FEINGOLD: Does it strike you as being inappropriate for members of the Department of Justice or the White House staff who are currently defending the president's actions in the NSA domestic spying program to be giving you advice on how you might handle questions about that topic in the hearing?

ALITO: It would be very inappropriate for them to tell me what I should say. And I wouldn't have been receptive to that sort of advice.
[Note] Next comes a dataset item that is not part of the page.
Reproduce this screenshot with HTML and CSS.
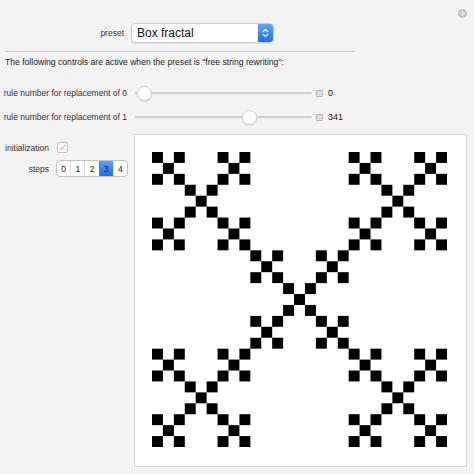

And I did not receive that kind of advice.

Feingold's conduct, the way he snapped at Alito and interrupted him as he tried to answer the questions, was not befitting a U.S. Senator.

Specter was forced to attempt to rein Feingold in because he was so out of control.

To use a few of Feingold's words, it strikes me as being inappropriate for a member of the Senate, who is currently trying to make political hay out of the Bush Administration's efforts to fight terror, to use the Supreme Court confirmation hearings as an opportunity to champion his own agenda and spotlight himself as a 2008 presidential candidate.

In contrast to my view, Feingold and his supporters on the fringe radical Left no doubt considered Tuesday to be a successful day on the 2008 campaign trail.